When COVID-19 took full effect in March, touring and concerts, which contribute billions of dollars to the music industry annually, were immediately canceled, leaving tens of thousands of artists financially scrambling to make ends meet. As the pandemic continues to carry on with no end in sight, artists are still bracing for impact. The loss of income from touring and the lack of a PPP program in place to support their unique needs has led artists to turn to alternative methods of financing to sustain their careers and cover basic daily expenses.

Historically, record labels have been the gatekeepers of music distribution, but over the last 10 years distribution has become more self-serve. While record labels still have the ability to create musical icons, there are over 40,000 new songs being released every day and labels can only serve a limited number of artists each year with marketing and label services. Over time, major record labels have become more like banks and offer big checks with unfavorable economics.

As pointed out by Courtney Love and Kanye West, there is predatory nature to “recoupable advances” that intentionally misguides artists around the specifics of deal structures. For example, a typical income sharing agreement on an 85/15 royalty deal equates to an advance with a 566% fee. On top of this, labels take a 15% distribution fee off the top of total earnings which would equate to a $1.5M fee on a $10M project. Not only are artists blindsided by how these agreements are calculated, but few receive the creative and label services they are promised upon giving up ownership of their work. 

This year’s unprecedented socio-political climate has brought to light how major labels and their unsavory practices around advances have given artists no choice but to pursue other options for financial sustainability. This has presented an opportunity to reimagine the future of the music industry. Here are a few industry recommendations and fintech solutions that will ensure artists are able to continue making music and an income:

An Industry In Need of An Open-Sourced Playbook

In 2019, independent record labels held a market share of 35% of all U.S. sales and the independent sector grew to $7.5B in revenue. On the heels of this growth, many managers have felt increased pressure to step up and run artist development independently.

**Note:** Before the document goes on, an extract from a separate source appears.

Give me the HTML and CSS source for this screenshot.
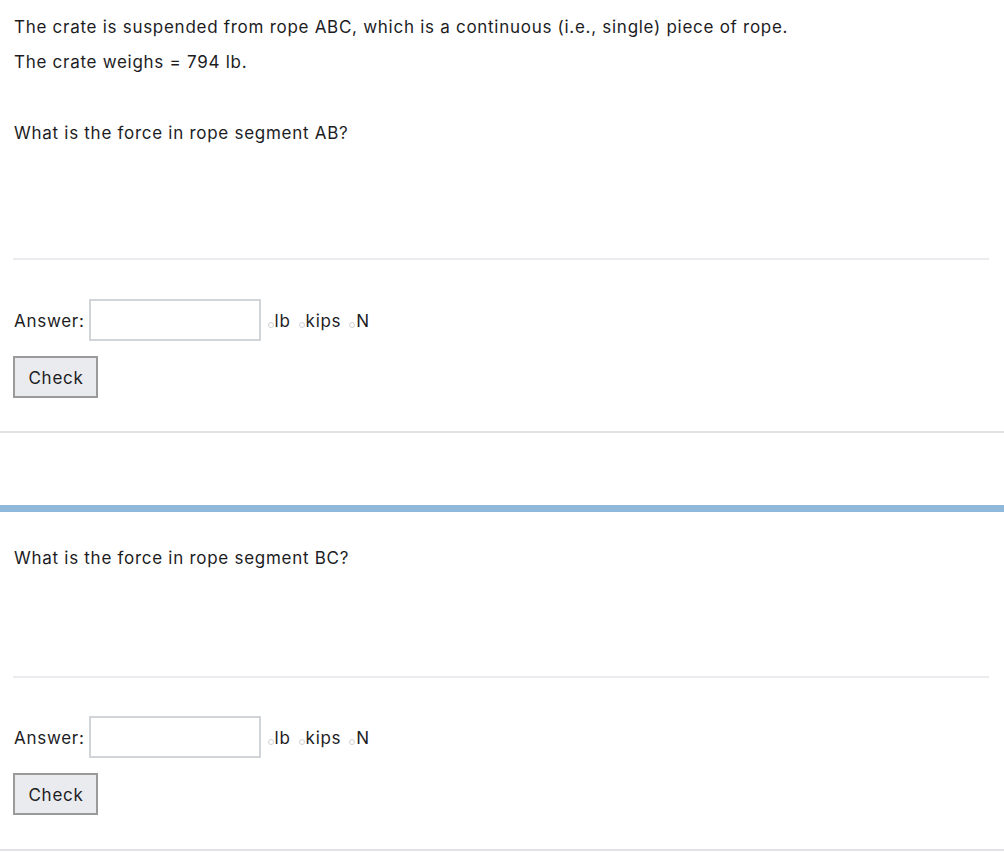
FILE: index.html
```html
<!DOCTYPE html>
<html>
<head>
<meta charset="utf-8">
<link rel="stylesheet" href="styles.css">
</head>
<body>
<div class="intro">
  <p class="line">The crate is suspended from rope ABC, which is a continuous (i.e., single) piece of rope.</p>
  <p class="line second">The crate weighs = 794 lb.</p>
</div>
<div class="part first-part">
  <div class="inner">
    <p class="line question">What is the force in rope segment AB?</p>
    <div class="divider"></div>
    <div class="answer-row">
      <label class="answer-label">Answer:</label>
      <input class="answer-input" type="text">
      <span class="units">
        <span class="unit"><input type="radio" name="u1" class="radio">lb</span>
        <span class="unit"><input type="radio" name="u1" class="radio">kips</span>
        <span class="unit"><input type="radio" name="u1" class="radio">N</span>
      </span>
    </div>
    <button class="check">Check</button>
  </div>
  <div class="full-rule"></div>
</div>
<div class="blue-bar"></div>
<div class="part second-part">
  <div class="inner">
    <p class="line question">What is the force in rope segment BC?</p>
    <div class="divider"></div>
    <div class="answer-row">
      <label class="answer-label">Answer:</label>
      <input class="answer-input" type="text">
      <span class="units">
        <span class="unit"><input type="radio" name="u2" class="radio">lb</span>
        <span class="unit"><input type="radio" name="u2" class="radio">kips</span>
        <span class="unit"><input type="radio" name="u2" class="radio">N</span>
      </span>
    </div>
    <button class="check">Check</button>
  </div>
  <div class="full-rule"></div>
</div>
</body>
</html>
```
FILE: styles.css
```css
html, body {
  margin: 0;
  padding: 0;
  background: #fff;
}
body {
  font-family: Inter, "Liberation Sans", sans-serif;
  font-size: 17px;
  letter-spacing: 0.72px;
  color: #1d1d1f;
}
.line {
  margin: 0;
  line-height: 22px;
  height: 20px;
  white-space: nowrap;
}
.intro {
  padding: 16px 14px 0;
}
.intro .second {
  margin-top: 15px;
}
.inner {
  padding: 0 15px 0 13px;
}
.first-part .question {
  margin-top: 51px;
  padding-left: 1px;
}
.first-part .divider {
  margin-top: 116px;
}
.divider {
  height: 2px;
  background: #ebecef;
}
.answer-row {
  display: flex;
  align-items: center;
  margin-top: 39px;
  height: 42px;
}
.answer-label {
  padding-left: 1px;
  padding-top: 2px;
  margin-right: 4px;
}
.answer-input {
  box-sizing: border-box;
  width: 172px;
  height: 42px;
  border: 2px solid #d1d5da;
  margin: 0;
  padding: 0 6px;
  font: inherit;
  outline: none;
}
.units {
  display: flex;
  align-items: center;
  margin-left: 7px;
  padding-top: 2px;
}
.unit {
  display: inline-flex;
  align-items: baseline;
  margin-right: 8px;
}
.radio {
  appearance: none;
  -webkit-appearance: none;
  box-sizing: border-box;
  width: 6px;
  height: 6px;
  margin: 0 1px 0 0;
  border: 1px solid #cfd2d6;
  border-radius: 50%;
  background: #fff;
  position: relative;
  top: 1px;
}
.check {
  display: block;
  box-sizing: border-box;
  margin: 15px 0 0;
  width: 85px;
  height: 42px;
  background: #eaebef;
  border: 2px solid #9a9a9a;
  border-radius: 0;
  font: inherit;
  letter-spacing: 0.72px;
  color: #1d1d1f;
  padding: 2px 0 0 1px;
}
.full-rule {
  height: 2px;
  background: #e0e2e5;
  margin-top: 33px;
}
.blue-bar {
  height: 7px;
  background: #8fb8db;
  margin-top: 72px;
}
.second-part .question {
  margin-top: 35px;
  padding-left: 1px;
}
.second-part .divider {
  margin-top: 109px;
}
.second-part .answer-row {
  margin-top: 38px;
}
.second-part .full-rule {
  margin-top: 34px;
}
```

However, with a lacking ecosystem to support artists as entrepreneurs, many are in need of resources and tools to help them learn how to scale their businesses, diversify revenue streams, and monetize their work.

In the startup and technology sectors, entrepreneurs have a plethora of resources, including blogs, websites, and podcasts, that unlock intel and frameworks to support founders and operators at every stage of their company’s life cycle. The music industry has just scratched the surface on providing similar resources – for example, Dan Runcie’s Trapital newsletter highlights consistent strategic analyses on the business of hip-hop – but there are still not enough of these insights at scale. In order to continue advancement and support innovation, the creation of an open-sourced playbook for independent artists and managers will be needed to provide increased clarity on how to run their businesses. 

New Financial Tools and Union Structure to Support Artist-Centric Businesses

The music industry has been slow to adapt to financial technology innovations that cater to artists' livelihood and business needs while many resources exist for consumers and workers in other industries. For example, tools such as Mint are used to organize finances, Stripe and Braintree to accept credit card payments, Square to accept digital payments, and SoFi to demystify debt; however, these tools are not equipped to dictate the flow of funds in music. By creating similar fintech solutions tailored to the music industry, artists and their management teams will have the sophistication to manage expenses and build their businesses. Additionally, in an effort to offer sustainable options for artist welfare, the development of a music industry union such as SAG-AFTRA would ensure that artists have the ability to fight for fair compensation practices and protections to support them amidst market downturn and global crises. 

A Financial Dashboard to Elevate Payment Transparency Across Collaborators

With artists losing out on revenue from concert and touring cancelations, streaming and music production have become an artist’s main asset. However, collaboration between artists and their teams has been an industry pain point due to confusion on royalty percentages and who should be included in the splits. Artists are in need of a streamlined payment system that allows for collaborators to have visibility into who is getting paid and their percentage of monthly earnings. Financial technology provides a solution to helping creators receive timely payment and sustain an independent career without the restrictions of a typically predatory record label deal. 

As we look at the future of the music industry, it will be imperative to support creators and their teams with tools to run their businesses autonomously. The adoption of technology in recent years, especially the rise of social media platforms, has already created new avenues for creators to diversify their revenue streams and foster a more authentic connection with their fans. Without needing to rely on record labels to provide capital and resources, artists are empowered to go independent, own the rights to their masters, avoid debt from hidden record label costs, but most importantly, to run their businesses on their own terms. 

About the author: Milana is Co-Founder and CEO of Stem, a distribution and payments platform empowering independent musicians and labels with tools to grow their business.

The views and opinions expressed herein are the views and opinions of the author and do not necessarily reflect those of Nasdaq, Inc.